Seine Spezialität ist das Pasticchio, die Lehnprägung. Hazanavicius’ bisherige Regiekarriere erzählt vom Glück der Zweigleisigkeit. Er dreht Genre-Parodien, die sich zugleich als Hommagen verstehen und so die cinephile Kritik und das Publikum gleichermaßen erfreuen. Seine Filme vereinen Retro-Charme und smarte Gegenwärtigkeit; besonders beim ersten Teil seiner OSS 117-Serie hat sich dieses duale System bewährt. Raffiniert ahmt The Artist die Stilmittel des Stummfilms nach: Irisblenden, Doppelbelichtungen, verkantete Einstellungen und natürlich Zwischentitel. Für Hazanavicius verliert diese Ästhetik freilich nie ihre Exotik. Ostentativ führt er eingangs vor, was ihr fehlte. The Artist ist ein falscher Stummfilm: einer, der zum Ton drängt. Für ihn ist das Schweigen letztlich doch nur Silber.

Dennoch macht er den Zuschauer bald zum vergnügten Komplizen dieser veralteten Filmsprache.

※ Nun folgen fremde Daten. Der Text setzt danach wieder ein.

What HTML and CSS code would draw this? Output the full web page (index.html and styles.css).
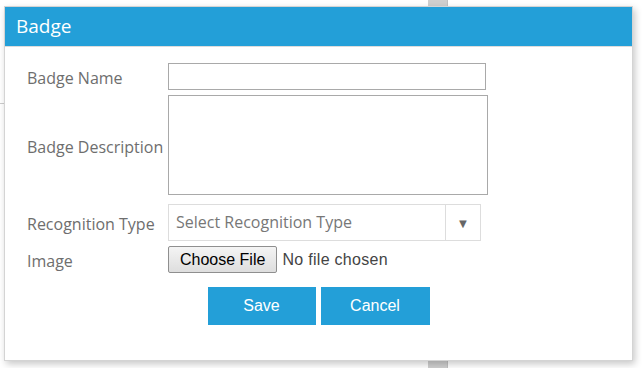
FILE: index.html
```html
<!DOCTYPE html>
<html lang="en">
<head>
    <meta charset="UTF-8">
    <meta name="viewport" content="width=device-width, initial-scale=1.0">
    <title>Badge</title>
    <link rel="stylesheet" href="styles.css">
</head>
<body>
    <div class="page-scroll"></div>
    <div class="page-rule"></div>

    <div class="modal">
        <div class="modal-header">Badge</div>

        <form class="modal-body" id="badge-form">
            <div class="form-row">
                <label for="badge-name">Badge Name</label>
                <input type="text" id="badge-name" class="text-input">
            </div>
            <div class="form-row row-desc">
                <label for="badge-desc">Badge Description</label>
                <textarea id="badge-desc" class="text-area"></textarea>
            </div>
            <div class="form-row row-type">
                <label>Recognition Type</label>
                <div class="select-box">
                    <span class="select-text">Select Recognition Type</span>
                    <span class="select-arrow">&#9660;</span>
                </div>
            </div>
            <div class="form-row row-image">
                <label>Image</label>
                <div class="file-field">
                    <span class="file-button">Choose File</span>
                    <span class="file-name">No file chosen</span>
                </div>
            </div>
            <div class="form-actions">
                <button type="submit" class="btn">Save</button>
                <button type="button" class="btn">Cancel</button>
            </div>
        </form>
    </div>
</body>
</html>
```

FILE: styles.css
```css
* {
    box-sizing: border-box;
}

html, body {
    height: 100%;
    margin: 0;
    padding: 0;
    font-family: 'Open Sans', 'Noto Sans', sans-serif;
    background-color: #fff;
    overflow: hidden;
}

/* bits of the page behind the dialog */
.page-scroll {
    position: absolute;
    left: 428px;
    top: 0;
    width: 20px;
    height: 368px;
    background-color: #cfcfcf;
    border-right: 1px solid #c0c0c0;
}

.page-rule {
    position: absolute;
    left: 0;
    top: 103px;
    width: 4px;
    height: 1px;
    background-color: #ccc;
}

.modal {
    position: relative;
    z-index: 1;
    width: 629px;
    height: 355px;
    margin: 6px 0 0 4px;
    background-color: #fff;
    border: 1px solid #d4d4d4;
    box-shadow: 2px 3px 7px rgba(0, 0, 0, 0.22);
}

.modal-header {
    height: 40px;
    padding-left: 11px;
    background-color: #239fd8;
    border-bottom: 1px solid #dcdcdc;
    color: #fff;
    font-size: 19px;
    line-height: 38px;
}

.modal-body {
    padding: 16px 0 0 22px;
}

.form-row {
    display: flex;
    align-items: center;
}

.form-row label {
    width: 141px;
    padding-top: 3px;
    color: #6e6e6e;
    font-size: 16px;
    white-space: nowrap;
}

.text-input {
    width: 318px;
    height: 27px;
    border: 1px solid #a9a9a9;
    margin: 0;
}

.row-desc {
    margin-top: 5px;
}

.text-area {
    width: 320px;
    height: 100px;
    border: 1px solid #a9a9a9;
    margin: 0;
    resize: none;
    display: block;
}

.row-type {
    margin-top: 9px;
}

.select-box {
    display: flex;
    width: 313px;
    height: 37px;
    border: 1px solid #ddd;
}

.select-text {
    flex: 1;
    padding-left: 7px;
    color: #777;
    font-size: 16px;
    line-height: 34px;
    border-right: 1px solid #ddd;
}

.select-arrow {
    width: 34px;
    text-align: center;
    color: #666;
    font-size: 13px;
    line-height: 36px;
}

.row-image {
    margin-top: 5px;
}

.file-field {
    display: flex;
    align-items: center;
    font-family: 'Liberation Sans', Arial, sans-serif;
    font-size: 16px;
}

.file-button {
    height: 27px;
    padding: 0 11px 0 11px;
    line-height: 25px;
    color: #000;
    background: linear-gradient(#f4f4f4, #dedede);
    border: 1px solid #8f8f8f;
    border-radius: 2px;
}

.file-name {
    margin-left: 5px;
    color: #444;
    letter-spacing: 0.3px;
}

.form-actions {
    display: flex;
    justify-content: center;
    gap: 5px;
    margin: 14px 0 0 -22px;
}

.btn {
    width: 108px;
    height: 38px;
    padding: 0;
    border: none;
    background-color: #239fd8;
    color: #fff;
    font-family: 'Liberation Sans', Arial, sans-serif;
    font-size: 16px;
    cursor: pointer;
}

.btn + .btn {
    width: 109px;
}
```
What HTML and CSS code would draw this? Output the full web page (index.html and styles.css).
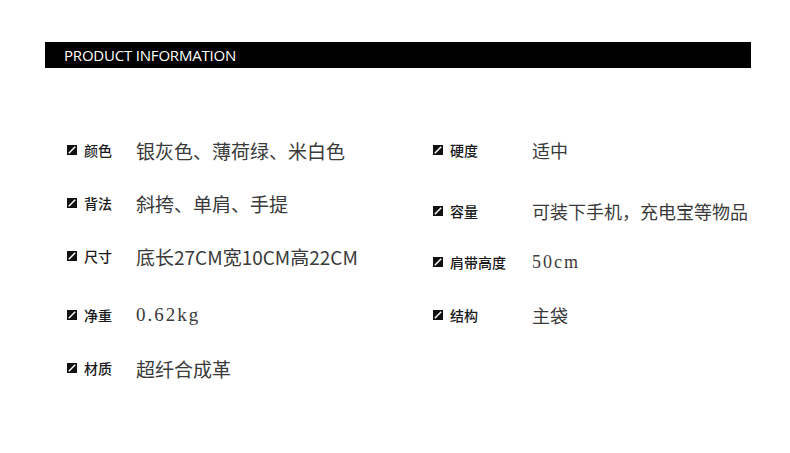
FILE: index.html
```html
<!DOCTYPE html>
<html lang="zh-CN">
<head>
    <meta charset="UTF-8">
    <meta name="viewport" content="width=device-width, initial-scale=1.0">
    <title>Product Information</title>
    <link rel="stylesheet" href="styles.css">
</head>
<body>
    <!-- Title bar -->
    <div class="title-bar">PRODUCT INFORMATION</div>

    <div class="specs">
        <!-- Left column -->
        <div class="spec-col spec-left">
            <div class="spec-row">
                <svg class="mark" viewBox="0 0 10 10"><rect width="10" height="10" fill="#111"/><line x1="1.8" y1="8.2" x2="8.2" y2="1.8" stroke="#fff" stroke-width="1.5"/></svg>
                <span class="label">颜色</span>
                <span class="value">银灰色、薄荷绿、米白色</span>
            </div>
            <div class="spec-row">
                <svg class="mark" viewBox="0 0 10 10"><rect width="10" height="10" fill="#111"/><line x1="1.8" y1="8.2" x2="8.2" y2="1.8" stroke="#fff" stroke-width="1.5"/></svg>
                <span class="label">背法</span>
                <span class="value">斜挎、单肩、手提</span>
            </div>
            <div class="spec-row">
                <svg class="mark" viewBox="0 0 10 10"><rect width="10" height="10" fill="#111"/><line x1="1.8" y1="8.2" x2="8.2" y2="1.8" stroke="#fff" stroke-width="1.5"/></svg>
                <span class="label">尺寸</span>
                <span class="value">底长27CM宽10CM高22CM</span>
            </div>
            <div class="spec-row">
                <svg class="mark" viewBox="0 0 10 10"><rect width="10" height="10" fill="#111"/><line x1="1.8" y1="8.2" x2="8.2" y2="1.8" stroke="#fff" stroke-width="1.5"/></svg>
                <span class="label">净重</span>
                <span class="value serif">0.62kg</span>
            </div>
            <div class="spec-row">
                <svg class="mark" viewBox="0 0 10 10"><rect width="10" height="10" fill="#111"/><line x1="1.8" y1="8.2" x2="8.2" y2="1.8" stroke="#fff" stroke-width="1.5"/></svg>
                <span class="label">材质</span>
                <span class="value">超纤合成革</span>
            </div>
        </div>

        <!-- Right column -->
        <div class="spec-col spec-right">
            <div class="spec-row">
                <svg class="mark" viewBox="0 0 10 10"><rect width="10" height="10" fill="#111"/><line x1="1.8" y1="8.2" x2="8.2" y2="1.8" stroke="#fff" stroke-width="1.5"/></svg>
                <span class="label">硬度</span>
                <span class="value">适中</span>
            </div>
            <div class="spec-row">
                <svg class="mark" viewBox="0 0 10 10"><rect width="10" height="10" fill="#111"/><line x1="1.8" y1="8.2" x2="8.2" y2="1.8" stroke="#fff" stroke-width="1.5"/></svg>
                <span class="label">容量</span>
                <span class="value">可装下手机，充电宝等物品</span>
            </div>
            <div class="spec-row">
                <svg class="mark" viewBox="0 0 10 10"><rect width="10" height="10" fill="#111"/><line x1="1.8" y1="8.2" x2="8.2" y2="1.8" stroke="#fff" stroke-width="1.5"/></svg>
                <span class="label">肩带高度</span>
                <span class="value serif">50cm</span>
            </div>
            <div class="spec-row">
                <svg class="mark" viewBox="0 0 10 10"><rect width="10" height="10" fill="#111"/><line x1="1.8" y1="8.2" x2="8.2" y2="1.8" stroke="#fff" stroke-width="1.5"/></svg>
                <span class="label">结构</span>
                <span class="value">主袋</span>
            </div>
        </div>
    </div>
</body>
</html>
```

FILE: styles.css
```css
/* Page */
body {
    margin: 0;
    background-color: #ffffff;
    font-family: "Noto Sans CJK SC", "Noto Sans", sans-serif;
    color: #333;
}

/* Black title bar */
.title-bar {
    margin: 42px 0 0 45px;
    width: 706px;
    height: 26px;
    box-sizing: border-box;
    padding-left: 19px;
    background-color: #000;
    color: #fff;
    font-family: "Open Sans", "Liberation Sans", sans-serif;
    font-size: 15px;
    line-height: 26px;
    letter-spacing: -0.2px;
}

/* Two spec columns */
.specs {
    display: grid;
    grid-template-columns: 366px 1fr;
    margin-top: 69px;
    padding-left: 67px;
}

.spec-col {
    display: flex;
    flex-direction: column;
}

.spec-row {
    display: flex;
    align-items: center;
    height: 26px;
}

.spec-left .spec-row:nth-child(2) { margin-top: 27px; }
.spec-left .spec-row:nth-child(3) { margin-top: 27px; }
.spec-left .spec-row:nth-child(4) { margin-top: 33px; }
.spec-left .spec-row:nth-child(5) { margin-top: 27px; }

.spec-right .spec-row:nth-child(2) { margin-top: 35px; }
.spec-right .spec-row:nth-child(3) { margin-top: 25px; }
.spec-right .spec-row:nth-child(4) { margin-top: 27px; }

/* Small square marker */
.mark {
    width: 10px;
    height: 10px;
    flex: none;
    margin-right: 7px;
}

.label {
    flex: none;
    font-size: 14px;
    font-weight: 500;
    color: #1a1a1a;
}

.spec-left .label { width: 52px; }
.spec-right .label { width: 82px; }

.value {
    font-size: 19px;
    color: #3a3a3a;
    white-space: nowrap;
}

.spec-right .value { font-size: 18px; }

/* numbers set in a serif face, spaced out */
.value.serif {
    font-family: "Liberation Serif", serif;
    letter-spacing: 2px;
}
```
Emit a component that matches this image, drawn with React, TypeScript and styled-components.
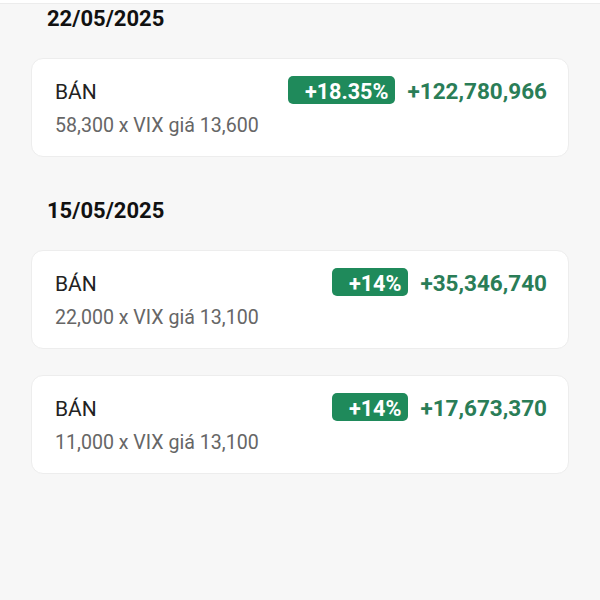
import React from "react";
import styled, { createGlobalStyle } from "styled-components";

const Global = createGlobalStyle`
  html, body { margin: 0; padding: 0; background: #f7f7f7; }
  body { font-family: Roboto, "Noto Sans", "Liberation Sans", sans-serif; }
`;

const Page = styled.div`
  width: 600px;
  height: 600px;
  background: #f7f7f7;
  box-sizing: border-box;
  overflow: hidden;
`;

const TopStrip = styled.div`
  height: 3px;
  background: #ffffff;
  border-bottom: 1px solid #ececec;
`;

const Content = styled.div`
  display: flex;
  flex-direction: column;
  gap: 41px;
  padding: 2px 31px 0 31px;
`;

const Section = styled.section`
  display: flex;
  flex-direction: column;
`;

const DateTitle = styled.div`
  font-size: 22px;
  line-height: 26px;
  font-weight: 700;
  color: #111111;
  padding-left: 16px;
  margin-bottom: 26px;
`;

const CardList = styled.div`
  display: flex;
  flex-direction: column;
  gap: 26px;
`;

const Card = styled.div`
  background: #ffffff;
  border: 1px solid #ededed;
  border-radius: 12px;
  padding: 17px 21px 18px 23px;
  display: flex;
  flex-direction: column;
  gap: 10px;
`;

const TopRow = styled.div`
  display: flex;
  align-items: center;
  height: 28px;
`;

const Side = styled.div`
  flex: 1;
  font-size: 21px;
  line-height: 28px;
  color: #222222;
  margin-top: 3px;
`;

const Badge = styled.div`
  box-sizing: border-box;
  height: 28px;
  padding: 3px 7px 0 17px;
  line-height: 25px;
  font-size: 21.6px;
  font-weight: 700;
  color: #ffffff;
  background: #1f8a5b;
  border-radius: 5px;
`;

const Amount = styled.div`
  margin-left: 12px;
  margin-top: 1px;
  font-size: 22.5px;
  line-height: 28px;
  font-weight: 700;
  color: #2a7d57;
`;

const Detail = styled.div`
  font-size: 19.6px;
  line-height: 24px;
  color: #666666;
`;

type Trade = { qty: string; price: string; pct: string; amount: string };

const sections: { date: string; trades: Trade[] }[] = [
  {
    date: "22/05/2025",
    trades: [{ qty: "58,300", price: "13,600", pct: "+18.35%", amount: "+122,780,966" }],
  },
  {
    date: "15/05/2025",
    trades: [
      { qty: "22,000", price: "13,100", pct: "+14%", amount: "+35,346,740" },
      { qty: "11,000", price: "13,100", pct: "+14%", amount: "+17,673,370" },
    ],
  },
];

export default function App() {
  return (
    <Page>
      <Global />
      <TopStrip />
      <Content>
        {sections.map((s) => (
          <Section key={s.date}>
            <DateTitle>{s.date}</DateTitle>
            <CardList>
              {s.trades.map((t, i) => (
                <Card key={i}>
                  <TopRow>
                    <Side>BÁN</Side>
                    <Badge>{t.pct}</Badge>
                    <Amount>{t.amount}</Amount>
                  </TopRow>
                  <Detail>
                    {t.qty} x VIX giá {t.price}
                  </Detail>
                </Card>
              ))}
            </CardList>
          </Section>
        ))}
      </Content>
    </Page>
  );
}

Die Inszenierung setzt sie ins Recht: in wehmütigen Kabinettstücken der visuellen Pointierung, der Pantomime. George einen pfiffigen Terrier als treuen Gefährten an die Seite zu stellen, ist ein prächtiger Einfall. Der Film will verzaubern und weiß genau, wie man das anstellt.

Seit seinem Überraschungserfolg in Cannes wird The Artist freilich von diversen Filmakademien und der anglo-amerikanischen Kritik ein wenig zu hoch gehandelt. Er ist sich seines eigenen Charmes eine Spur zu gewiss, schmeichelt einem Publikum, das entzückt sein darf angesichts der eigenen Großzügigkeit, seine Vorbehalte für dieses eine Mal zu überwinden. Das gelingt nicht immer: Aus England war zu hören, dass Kinogänger in Liverpool ihr Eintrittsgeld zurückverlangten, weil der Film schwarz-weiß, stumm und nicht auf Breitwand war.